O artigo 11 do projeto prevê que a “exploração ou pelo uso de tecnologia de transgenia ou de licença de cultivares por terceiros” não está sujeita aos limites das Leis 3470/58 e 4.131/62. Na prática, caso aprovado, o dispositivo deixaria claro que, mesmo antes da vigência das novas regras de preço de transferência, não havia limite para a dedutibilidade dos royalties, o que poderia levar à derrubada das autuações fiscais relacionadas ao tema.
Quem acompanha a movimentação de projetos tributários no Congresso, porém, vai se lembrar de ter visto esse tema em outras ocasiões. Ele constou no PL 947/2022, aprovado em maio pelo Congresso e vetado em junho por Lula. Para o presidente, a proposta seria inconstitucional e contrária ao interesse público, pelo fato de seu impacto não estar dimensionado na Lei de Diretrizes Orçamentárias (LDO) de 2023.
Em março, um dispositivo sobre a tributação das sementeiras foi incluído na MP do Preço de Transferência.
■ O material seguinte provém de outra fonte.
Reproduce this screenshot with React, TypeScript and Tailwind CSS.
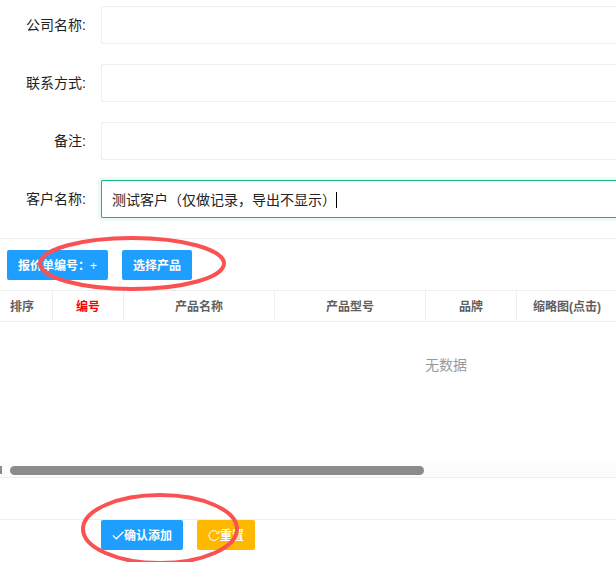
import React from "react";

type Field = { id: string; label: string; value?: string; active?: boolean };

const fields: Field[] = [
  { id: "company", label: "公司名称:" },
  { id: "contact", label: "联系方式:" },
  { id: "remark", label: "备注:" },
  { id: "customer", label: "客户名称:", value: "测试客户（仅做记录，导出不显示）", active: true },
];

function FormRow({ id, label, value, active }: Field) {
  return (
    <div className="flex h-[38px] items-center">
      <label htmlFor={id} className="w-[101px] shrink-0 pr-[15px] text-right text-sm leading-5">
        {label}
      </label>
      <div className="relative h-full min-w-0 flex-1">
        <input
          id={id}
          type="text"
          defaultValue={value}
          className={
            active
              ? "block h-full w-full rounded-l-xs border border-r-0 border-[#16b777] bg-white pl-[10px] text-sm caret-transparent shadow-[0_0_0_3px_rgba(22,183,119,0.08)] outline-none"
              : "block h-full w-full rounded-l-xs border border-r-0 border-[#eeeeee] bg-white pl-[10px] text-sm outline-none"
          }
        />
        {active && <span aria-hidden="true" className="absolute top-[12px] left-[235px] h-4 w-px bg-black" />}
      </div>
    </div>
  );
}

const button = "flex h-[30px] items-center rounded-xs px-[11px] pt-[2px] text-xs font-bold whitespace-nowrap text-white";

const cell = "h-[31px] border-r border-b border-[#eeeeee] px-0 pt-[2px] pb-0 text-center font-bold";

export default function App() {
  return (
    <main className="relative h-screen overflow-hidden bg-white font-['Liberation_Sans','Noto_Sans_CJK_SC',sans-serif] text-[#222222]">
      <form onSubmit={(e) => e.preventDefault()}>
        <div className="flex flex-col gap-5 pt-[6px] pb-5">
          {fields.map((f) => (
            <FormRow key={f.id} {...f} />
          ))}
        </div>

        <section className="border-y border-[#eeeeee]">
          <div className="flex gap-[14px] px-[7px] pt-[11px] pb-[10px]">
            <button type="button" className={`${button} bg-[#1e9fff]`}>
              报价单编号：<span className="font-normal">+</span>
            </button>
            <button type="button" className={`${button} bg-[#1e9fff]`}>
              选择产品
            </button>
          </div>

          <div className="overflow-hidden">
            <table className="w-[892px] table-fixed border-separate border-spacing-0 border-t border-[#eeeeee] text-xs text-[#5f5f5f]">
              <colgroup>
                <col className="w-[53px]" />
                <col className="w-[71px]" />
                <col className="w-[151px]" />
                <col className="w-[151px]" />
                <col className="w-[91px]" />
                <col className="w-[101px]" />
                <col />
              </colgroup>
              <thead>
                <tr>
                  <th className={`${cell} pr-2`}>排序</th>
                  <th className={`${cell} text-[#ff0000]`}>编号</th>
                  <th className={cell}>产品名称</th>
                  <th className={cell}>产品型号</th>
                  <th className={cell}>品牌</th>
                  <th className={cell}>缩略图(点击)</th>
                  <th className={cell} />
                </tr>
              </thead>
              <tbody>
                <tr>
                  <td colSpan={7} className="h-[141px] pt-[31px] pb-0 text-center align-top text-sm leading-6 text-[#999999]">
                    无数据
                  </td>
                </tr>
              </tbody>
            </table>
          </div>

          <div className="flex h-[14px] items-center gap-2 bg-[#fcfcfc]">
            <span className="h-2 w-[2px] bg-[#8b8b8b]" />
            <span className="h-[9px] w-[414px] rounded-full bg-[#8b8b8b]" />
          </div>
        </section>

        <div className="mt-[41px] flex gap-[14px] border-t border-[#eeeeee] pl-[101px]">
          <button type="submit" className={`${button} bg-[#1e9fff]`}>
            <svg width="12" height="12" viewBox="0 0 12 12" fill="none" stroke="currentColor" strokeWidth="1.2" aria-hidden="true">
              <path d="M.8 5.4 4.3 8.8 11.5 1.8" />
            </svg>
            确认添加
          </button>
          <button type="reset" className={`${button} bg-[#ffb800]`}>
            <svg width="12" height="12" viewBox="0 0 12 12" fill="none" stroke="currentColor" aria-hidden="true">
              <path d="M10.6 6.8A4.9 4.9 0 1 1 9.4 2.2M10.8.6V3.4H8" />
            </svg>
            重置
          </button>
        </div>
      </form>

      <svg
        aria-hidden="true"
        className="pointer-events-none absolute top-0 left-0"
        width="616"
        height="562"
        fill="none"
        stroke="#fa5252"
        strokeWidth="4"
      >
        <ellipse cx="132" cy="263.5" rx="92" ry="25.5" />
        <ellipse cx="160" cy="529" rx="77" ry="34" />
      </svg>
    </main>
  );
}
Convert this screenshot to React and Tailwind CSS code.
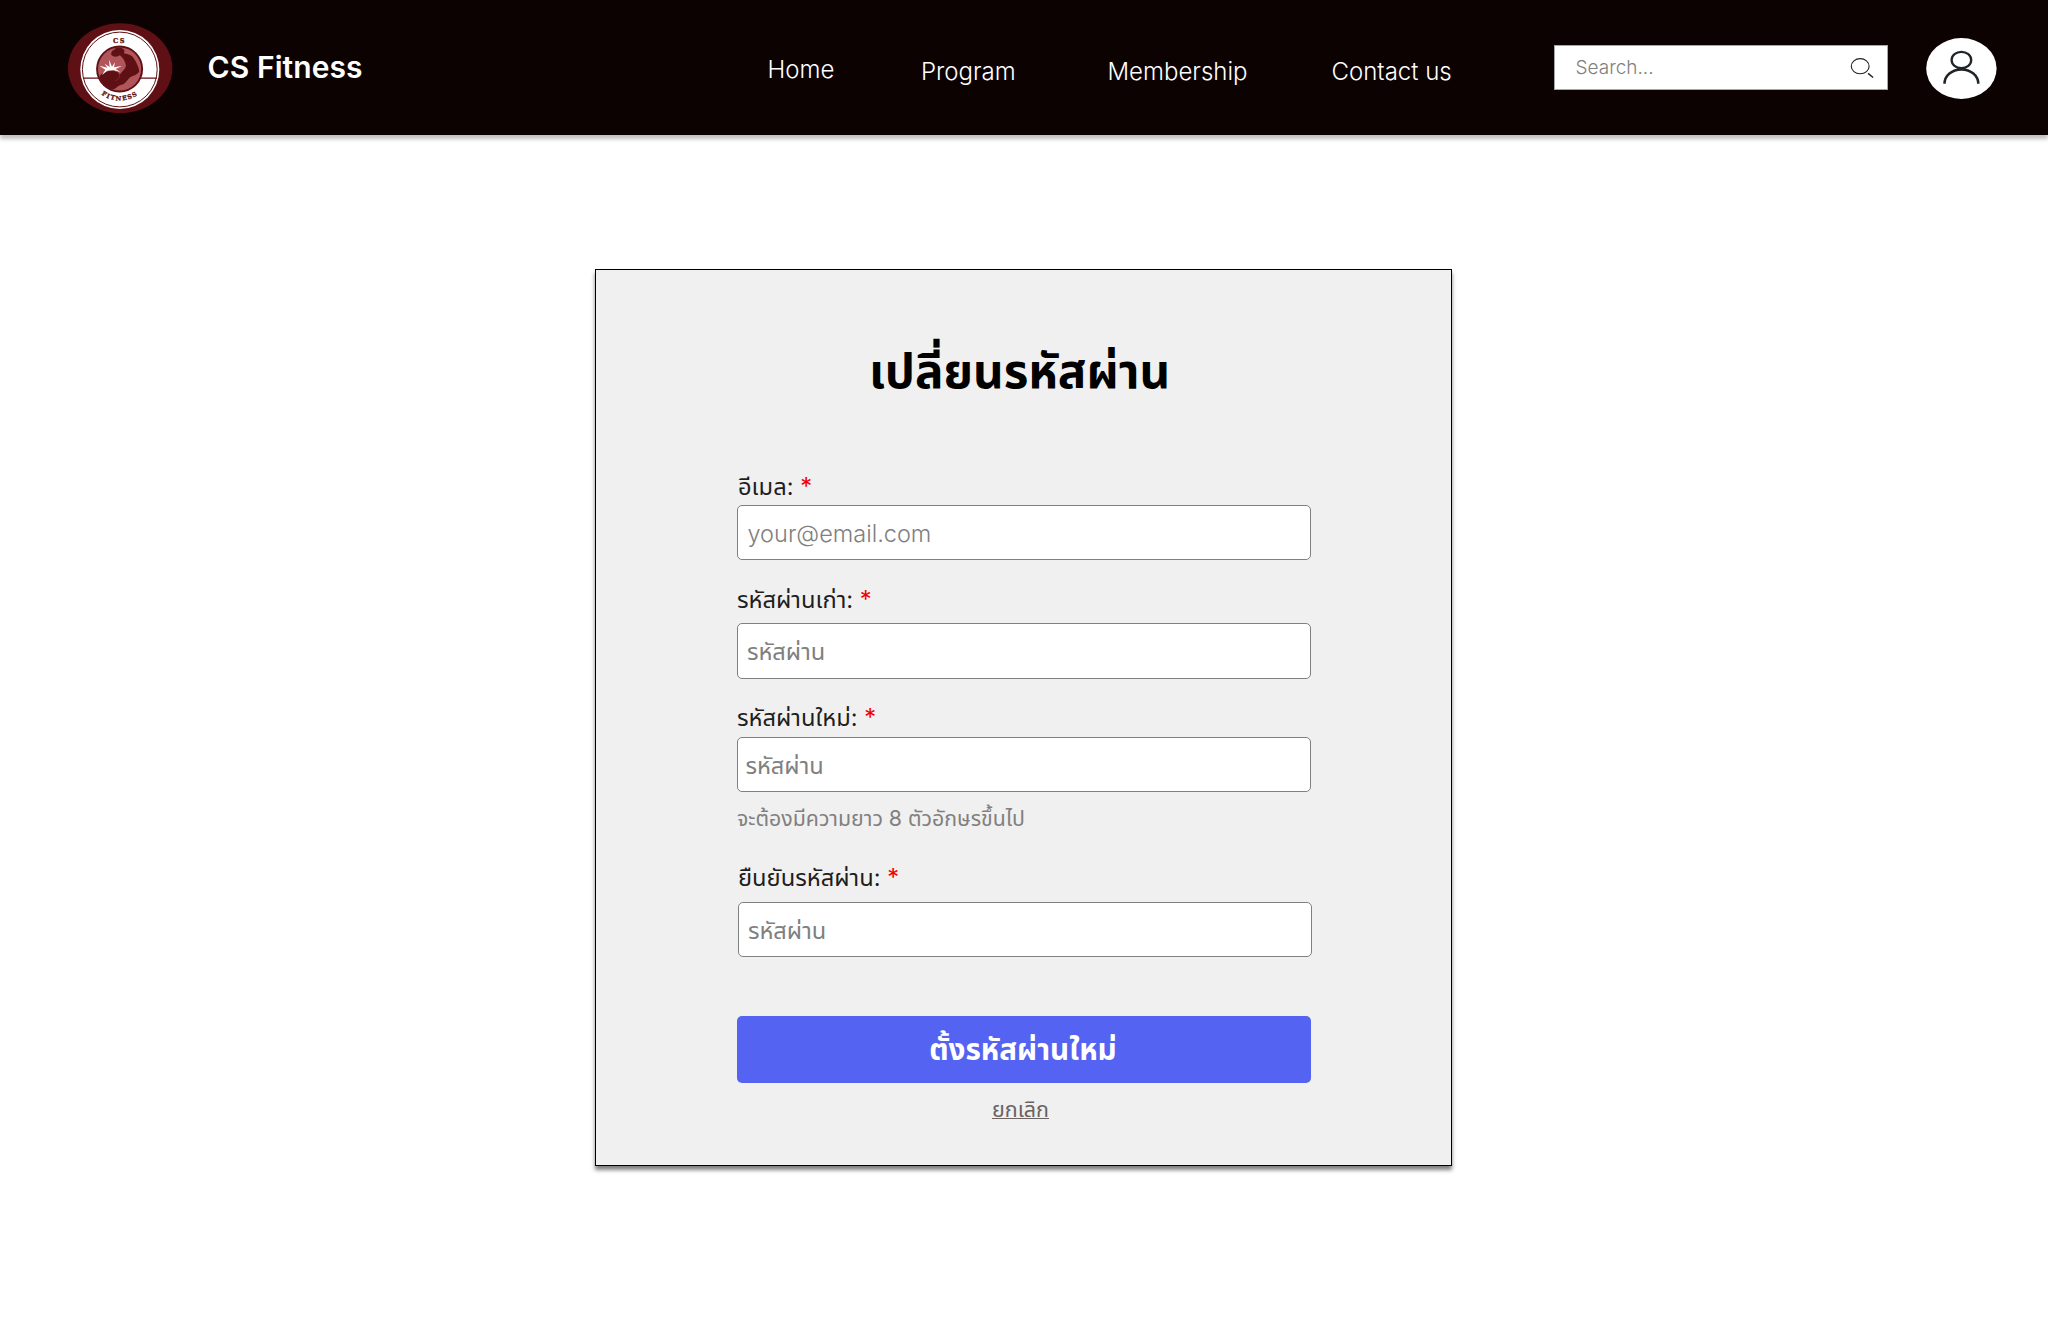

A previsão, porém, foi vista como um “jabuti” por alguns parlamentares, sendo retirada antes da votação do texto final.
A inclusão do tema no PL do Carf fez parte de uma negociação entre o ministro da Fazenda, Fernando Haddad, e a Frente Parlamentar da Agropecuária para “destravar” a proposta, que é relevante para o governo pelo seu potencial arrecadatório. Nesta terça-feira (22), o relator do projeto na Comissão de Assuntos Econômicos (CAE) do Senado, Otto Alencar (PSD-BA), apresentou relatório mantendo o dispositivo relacionado às sementes. O projeto saiu de pauta com pedido de vista e deve retomar à análise dos parlamentares nesta quarta (23).
Não está claro, porém, se, em caso de aprovação do projeto com o texto que passou na Câmara a questão das sementes será mantida pelo presidente Lula. Isso porque os motivos que levaram ao veto do PL 947 permanecem, já que não há previsão relacionada ao tema na LDO de 2023. Além disso, a medida poderia implicar em renúncia de receita, indo na contramão da pretensão de Haddad.
Procurada para comentar o tema, a Receita Federal informou que “não se manifesta sobre estudos ou normas que não estejam publicadas”.